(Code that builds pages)
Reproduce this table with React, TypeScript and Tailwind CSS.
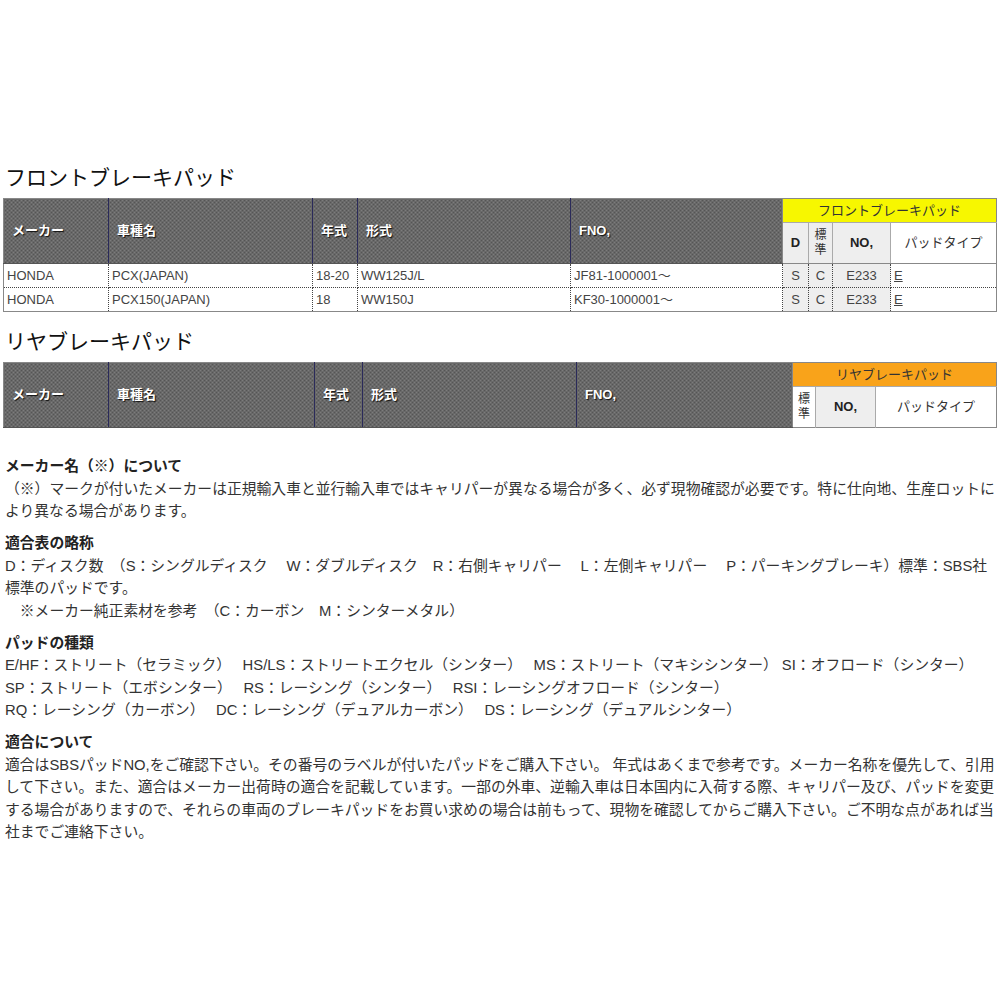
import React from "react";

const hd =
  "bg-[repeating-conic-gradient(#555555_0%_25%,#7c7c7c_0%_50%)] bg-[length:4px_4px] text-white font-bold text-[13px] [text-shadow:1px_1px_1px_#111] text-left align-middle pl-[8px] border-r border-r-[#2a2a5a] border-b border-b-[#555]";

function FrontTable() {
  const cell = "text-[13px] text-[#444] h-[24px] px-[3px] border-r border-dotted border-r-[#444] border-b border-b-[#444] whitespace-nowrap";
  const gray = "bg-[#eeeeee] text-center";
  const rows = [
    ["HONDA", "PCX(JAPAN)", "18-20", "WW125J/L", "JF81-1000001～"],
    ["HONDA", "PCX150(JAPAN)", "18", "WW150J", "KF30-1000001～"],
  ];
  return (
    <table className="table-fixed border-collapse w-[993px] ml-[3px] border border-[#888]">
      <colgroup>
        <col className="w-[105px]" />
        <col className="w-[204px]" />
        <col className="w-[45px]" />
        <col className="w-[213px]" />
        <col className="w-[212px]" />
        <col className="w-[26px]" />
        <col className="w-[24px]" />
        <col className="w-[58px]" />
        <col className="w-[106px]" />
      </colgroup>
      <thead>
        <tr className="h-[24px]">
          <th rowSpan={2} className={hd}>メーカー</th>
          <th rowSpan={2} className={hd}>車種名</th>
          <th rowSpan={2} className={hd + " pl-[6px]"}>年式</th>
          <th rowSpan={2} className={hd + " pl-[8px]"}>形式</th>
          <th rowSpan={2} className={hd + " pl-[8px] border-r-[#888]"}>FNO,</th>
          <th colSpan={4} className="bg-[#f7f700] text-[13px] font-normal text-[#333] text-center border-b border-[#aaa]">フロントブレーキパッド</th>
        </tr>
        <tr className="h-[41px]">
          <th className="bg-[#eeeeee] text-[13px] font-bold text-[#222] border-r border-[#aaa] border-b border-b-[#888]">D</th>
          <th className="bg-[#eeeeee] text-[12px] font-normal text-[#333] leading-[15px] border-r border-[#aaa] border-b border-b-[#888]">標<br />準</th>
          <th className="bg-[#eeeeee] text-[13px] font-bold text-[#222] border-r border-[#aaa] border-b border-b-[#888]">NO,</th>
          <th className="bg-white text-[13px] font-normal text-[#333] border-b border-b-[#888]">パッドタイプ</th>
        </tr>
      </thead>
      <tbody>
        {rows.map((r, i) => (
          <tr key={i} className="h-[24px]">
            {r.map((c, j) => (
              <td key={j} className={cell}>{c}</td>
            ))}
            <td className={cell + " " + gray}>S</td>
            <td className={cell + " " + gray}>C</td>
            <td className={cell + " " + gray}>E233</td>
            <td className={cell + " border-r-0"}><span className="underline">E</span></td>
          </tr>
        ))}
      </tbody>
    </table>
  );
}

function RearTable() {
  return (
    <table className="table-fixed border-collapse w-[993px] ml-[3px] border border-[#888]">
      <colgroup>
        <col className="w-[105px]" />
        <col className="w-[206px]" />
        <col className="w-[48px]" />
        <col className="w-[214px]" />
        <col className="w-[216px]" />
        <col className="w-[23px]" />
        <col className="w-[60px]" />
        <col className="w-[121px]" />
      </colgroup>
      <thead>
        <tr className="h-[24px]">
          <th rowSpan={2} className={hd}>メーカー</th>
          <th rowSpan={2} className={hd}>車種名</th>
          <th rowSpan={2} className={hd + " pl-[8px]"}>年式</th>
          <th rowSpan={2} className={hd + " pl-[8px]"}>形式</th>
          <th rowSpan={2} className={hd + " pl-[8px] border-r-[#888]"}>FNO,</th>
          <th colSpan={3} className="bg-[#f9a31a] text-[13px] font-normal text-[#333] text-center border-b border-[#aaa]">リヤブレーキパッド</th>
        </tr>
        <tr className="h-[41px]">
          <th className="bg-white text-[12px] font-normal text-[#333] leading-[15px] border-r border-[#aaa]">標<br />準</th>
          <th className="bg-[#eeeeee] text-[13px] font-bold text-[#222] border-r border-[#aaa]">NO,</th>
          <th className="bg-white text-[13px] font-normal text-[#333]">パッドタイプ</th>
        </tr>
      </thead>
    </table>
  );
}

function H({ children }: { children: React.ReactNode }) {
  return <div className="font-bold text-[#222]">{children}</div>;
}

function L({ children }: { children: React.ReactNode }) {
  return <div className="whitespace-nowrap">{children}</div>;
}

export default function App() {
  return (
    <div className="w-[1000px] h-[1000px] bg-white overflow-hidden font-['Liberation_Sans','Noto_Sans_CJK_JP',sans-serif]">
      <div className="pt-[164px]">
        <div className="text-[21px] leading-[28px] text-[#111] pl-[5px] mb-[6px]">フロントブレーキパッド</div>
        <FrontTable />
        <div className="text-[21px] leading-[28px] text-[#111] pl-[5px] mt-[16px] mb-[6px]">リヤブレーキパッド</div>
        <RearTable />
        <div className="mt-[27px] pl-[5px] text-[14.8px] leading-[22.5px] text-[#333] flex flex-col gap-[9.5px]">
          <div>
            <H>メーカー名（※）について</H>
            <L>（※）マークが付いたメーカーは正規輸入車と並行輸入車ではキャリパーが異なる場合が多く、必ず現物確認が必要です。特に仕向地、生産ロットに</L>
            <L>より異なる場合があります。</L>
          </div>
          <div>
            <H>適合表の略称</H>
            <L>D：ディスク数　（S：シングルディスク　 W：ダブルディスク　R：右側キャリパー　 L：左側キャリパー　 P：パーキングブレーキ）標準：SBS社</L>
            <L>標準のパッドです。</L>
            <L>　※メーカー純正素材を参考　（C：カーボン　M：シンターメタル）</L>
          </div>
          <div>
            <H>パッドの種類</H>
            <L>E/HF：ストリート（セラミック）　 HS/LS：ストリートエクセル（シンター）　  MS：ストリート（マキシシンター） SI：オフロード（シンター）</L>
            <L>SP：ストリート（エボシンター）　 RS：レーシング（シンター）　 RSI：レーシングオフロード（シンター）</L>
            <L>RQ：レーシング（カーボン）　 DC：レーシング（デュアルカーボン）　 DS：レーシング（デュアルシンター）</L>
          </div>
          <div>
            <H>適合について</H>
            <L>適合はSBSパッドNO,をご確認下さい。その番号のラベルが付いたパッドをご購入下さい。 年式はあくまで参考です。メーカー名称を優先して、引用</L>
            <L>して下さい。また、適合はメーカー出荷時の適合を記載しています。一部の外車、逆輸入車は日本国内に入荷する際、キャリパー及び、パッドを変更</L>
            <L>する場合がありますので、それらの車両のブレーキパッドをお買い求めの場合は前もって、現物を確認してからご購入下さい。ご不明な点があれば当</L>
            <L>社までご連絡下さい。</L>
          </div>
        </div>
      </div>
    </div>
  );
}
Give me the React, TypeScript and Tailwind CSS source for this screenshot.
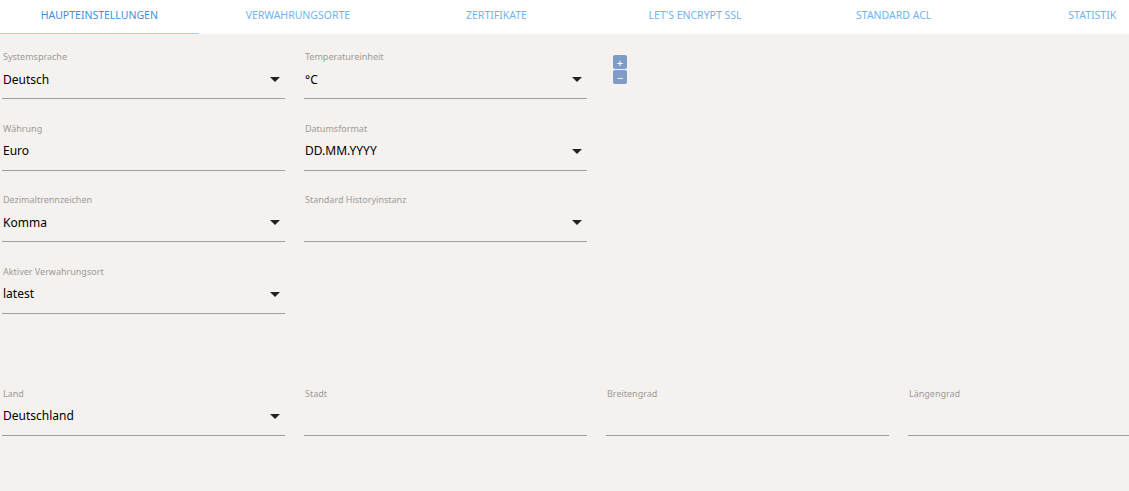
import React from "react";

const tabs = [
  "Haupteinstellungen",
  "Verwahrungsorte",
  "Zertifikate",
  "Let's Encrypt SSL",
  "Standard ACL",
  "Statistik",
];

function Caret() {
  return (
    <svg width="10" height="5" viewBox="0 0 10 5" className="shrink-0">
      <path d="M0 0 L10 0 L5 5 Z" fill="#222" />
    </svg>
  );
}

function Field({ label, value, select }: { label: string; value?: string; select?: boolean }) {
  return (
    <div className="border-b border-[#9e9e9e] pb-[4px]">
      <div className="h-[14px] pl-[1px] text-[9px] leading-[14px] text-[#9b9b9b]">{label}</div>
      <div className="flex h-[30px] items-center justify-between pl-[1px] pr-[5px] pt-[1px] text-[12px] text-black">
        <span>{value}</span>
        {select && <Caret />}
      </div>
    </div>
  );
}

export default function App() {
  return (
    <div className="h-[491px] w-[1129px] overflow-hidden bg-[#f5f1ee] font-['Noto_Sans','Open_Sans',sans-serif]">
      <div className="flex h-[34px] bg-white">
        {tabs.map((t, i) => (
          <div
            key={t}
            className={
              i === 0
                ? "w-[198.6px] shrink-0 border-b-[1.5px] border-[#a3d0f5] pt-[8px] text-center text-[10.5px] uppercase text-[#3d8fe0]"
                : "w-[198.6px] shrink-0 pt-[8px] text-center text-[10.5px] uppercase text-[#6fb4f2]"
            }
          >
            {t}
          </div>
        ))}
      </div>

      <div className="pl-[2px] pt-[16px]">
        <div className="flex items-start">
          <div className="grid grid-cols-[283px_283px] gap-x-[19px] gap-y-[22.5px]">
            <Field label="Systemsprache" value="Deutsch" select />
            <Field label="Temperatureinheit" value="°C" select />
            <Field label="Währung" value="Euro" />
            <Field label="Datumsformat" value="DD.MM.YYYY" select />
            <Field label="Dezimaltrennzeichen" value="Komma" select />
            <Field label="Standard Historyinstanz" select />
            <Field label="Aktiver Verwahrungsort" value="latest" select />
          </div>
          <div className="ml-[26px] mt-[5px] flex flex-col gap-[1px]">
            <button className="flex h-[14px] w-[14px] items-center justify-center rounded-[2px] bg-[#7f9cc6] text-[11px] leading-none text-white">
              +
            </button>
            <button className="flex h-[14px] w-[14px] items-center justify-center rounded-[2px] bg-[#7f9cc6] text-[11px] leading-none text-white">
              −
            </button>
          </div>
        </div>

        <div className="mt-[73px] grid grid-cols-[283px_283px_283px_283px] gap-x-[19px]">
          <Field label="Land" value="Deutschland" select />
          <Field label="Stadt" />
          <Field label="Breitengrad" />
          <Field label="Längengrad" />
        </div>
      </div>
    </div>
  );
}
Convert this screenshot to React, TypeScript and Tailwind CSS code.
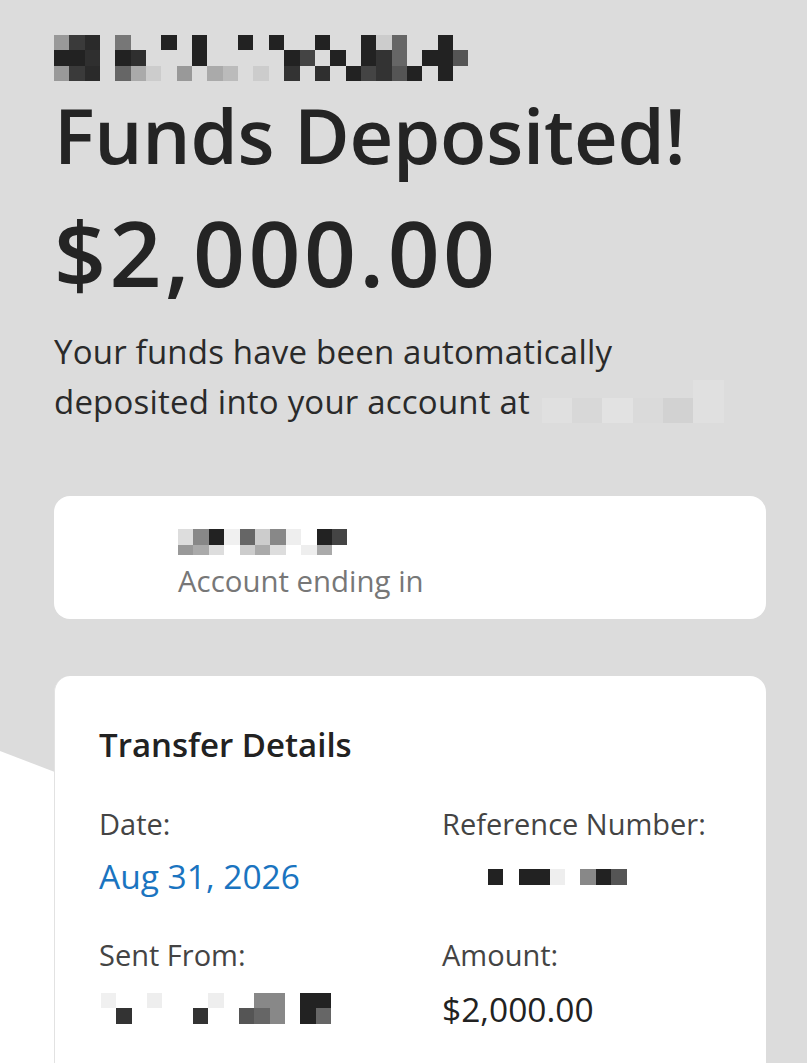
import React from "react";

type Cell = string | null;

function Pix({ rows, w, hs }: { rows: Cell[][]; w: number; hs: number[] }) {
  return (
    <div className="flex flex-col">
      {rows.map((r, i) => (
        <div key={i} className="flex">
          {r.map((c, j) => (
            <div
              key={j}
              style={{ width: w, height: hs[i], background: c ?? "transparent" }}
            />
          ))}
        </div>
      ))}
    </div>
  );
}

const _ = null;
const titleRows: Cell[][] = [
  ["#999", "#3a3a3a", "#2a2a2a", _, "#777", _, _, "#222", _, "#222", _, _, "#222", _, "#222", _, _, "#222", _, _, "#222", "#ccc", "#666", _, _, "#222", _],
  ["#222", "#222", "#2f2f2f", _, "#222", "#2f2f2f", _, _, _, "#222", _, _, _, _, _, "#222", "#444", _, "#222", _, "#222", "#333", "#666", _, "#222", "#222", "#555"],
  ["#999", "#3a3a3a", "#2a2a2a", _, "#666", "#aaa", "#ccc", _, "#999", _, "#aaa", "#bbb", _, "#ccc", _, "#333", _, "#2f2f2f", _, "#222", "#444", "#333", "#555", "#222", _, "#222", _],
];

const acctRows: Cell[][] = [
  ["#ddd", "#888", "#222", "#f0f0f0", "#666", "#ccc", "#888", "#eee", _, "#222", "#444"],
  ["#999", "#aaa", "#ddd", _, "#ccc", "#aaa", "#ddd", _, "#eee", "#aaa", _],
];

const refRows: Cell[][] = [
  ["#222", _, "#222", "#222", "#eee", _, "#888", "#222", "#555"],
];

const sentRows: Cell[][] = [
  ["#f0f0f0", _, _, "#eee", _, _, _, "#eee", _, _, "#888", "#888", _, "#222", "#222"],
  [_, "#333", _, _, _, _, "#333", _, _, "#555", "#666", "#888", _, "#222", "#666"],
];

const bankRows: Cell[][] = [
  [_, _, _, _, _, "#e0e0e0"],
  ["#e0e0e0", "#d8d8d8", "#e2e2e2", "#dadada", "#d2d2d2", "#e0e0e0"],
];

export default function App() {
  return (
    <div className="relative min-h-[1063px] w-full overflow-hidden bg-[#dcdcdc] font-['Open_Sans',sans-serif] text-[#242424]">
      <svg
        className="absolute left-0 top-0"
        width="807"
        height="1063"
        viewBox="0 0 807 1063"
      >
        <polygon points="0,751 60,774 60,1063 0,1063" fill="#ffffff" />
      </svg>
      <div className="relative pl-[54px] pr-[41px] pt-[35px]">
        <Pix rows={titleRows} w={15.35} hs={[15.3, 15.3, 15.3]} />
        <h1 className="mt-[16px] text-[76px] font-semibold leading-[76px] tracking-[-0.2px]">
          Funds Deposited!
        </h1>
        <div className="mt-[34px] text-[91px] font-semibold leading-[91px] tracking-[3.4px]">
          $2,000.00
        </div>
        <p className="mt-[29px] text-[33px] leading-[50px] tracking-[0.2px] text-[#2a2a2a]">
          Your funds have been automatically
          <br />
          deposited into your account at{" "}
          <span className="relative inline-block h-[1px] w-[182px]">
            <span className="absolute left-[3px] top-[-33px]">
              <Pix rows={bankRows} w={30.3} hs={[18, 25]} />
            </span>
          </span>
        </p>

        <div className="mt-[69px] h-[123px] rounded-[16px] bg-white pl-[124px] pt-[33px]">
          <Pix rows={acctRows} w={15.4} hs={[16, 10]} />
          <div className="mt-[8px] text-[29.4px] leading-[36px] text-[#777]">
            Account ending in
          </div>
        </div>

        <div className="mt-[57px] h-[420px] rounded-[16px] border-l border-[#e2e2e2] bg-white pl-[44px] pt-[49px]">
          <div className="text-[33px] font-semibold leading-[40px] text-[#222]">
            Transfer Details
          </div>
          <div className="mt-[41px] grid grid-cols-[343px_1fr]">
            <div>
              <div className="text-[29px] leading-[36px] text-[#444]">Date:</div>
              <div className="mt-[14px] text-[33.5px] leading-[40px] text-[#1a74c0]">
                Aug 31, 2026
              </div>
            </div>
            <div>
              <div className="text-[29px] leading-[36px] text-[#444]">
                Reference Number:
              </div>
              <div className="mt-[27px] pl-[46px]">
                <Pix rows={refRows} w={15.4} hs={[16]} />
              </div>
            </div>
            <div className="mt-[41px]">
              <div className="text-[29px] leading-[36px] text-[#444]">
                Sent From:
              </div>
              <div className="mt-[20px] pl-[2px]">
                <Pix rows={sentRows} w={15.35} hs={[15.5, 15.5]} />
              </div>
            </div>
            <div className="mt-[41px]">
              <div className="text-[29px] leading-[36px] text-[#444]">Amount:</div>
              <div className="mt-[16px] text-[33.5px] leading-[40px] text-[#222]">
                $2,000.00
              </div>
            </div>
          </div>
        </div>
      </div>
    </div>
  );
}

> _SHORT TASK_
Return the lines exactly as they stand, from the start of the entries through the line holding "bg-[length:4px_4px] text-white font-bold"; omit the pictures.

> _TASK SOLUTION_
Reproduce this table with React, TypeScript and Tailwind CSS.
import React from "react";

const hd =
  "bg-[repeating-conic-gradient(#555555_0%_25%,#7c7c7c_0%_50%)] bg-[length:4px_4px] text-white font-bold text-[13px] [text-shadow:1px_1px_1px_#111] text-left align-middle pl-[8px] border-r border-r-[#2a2a5a] border-b border-b-[#555]";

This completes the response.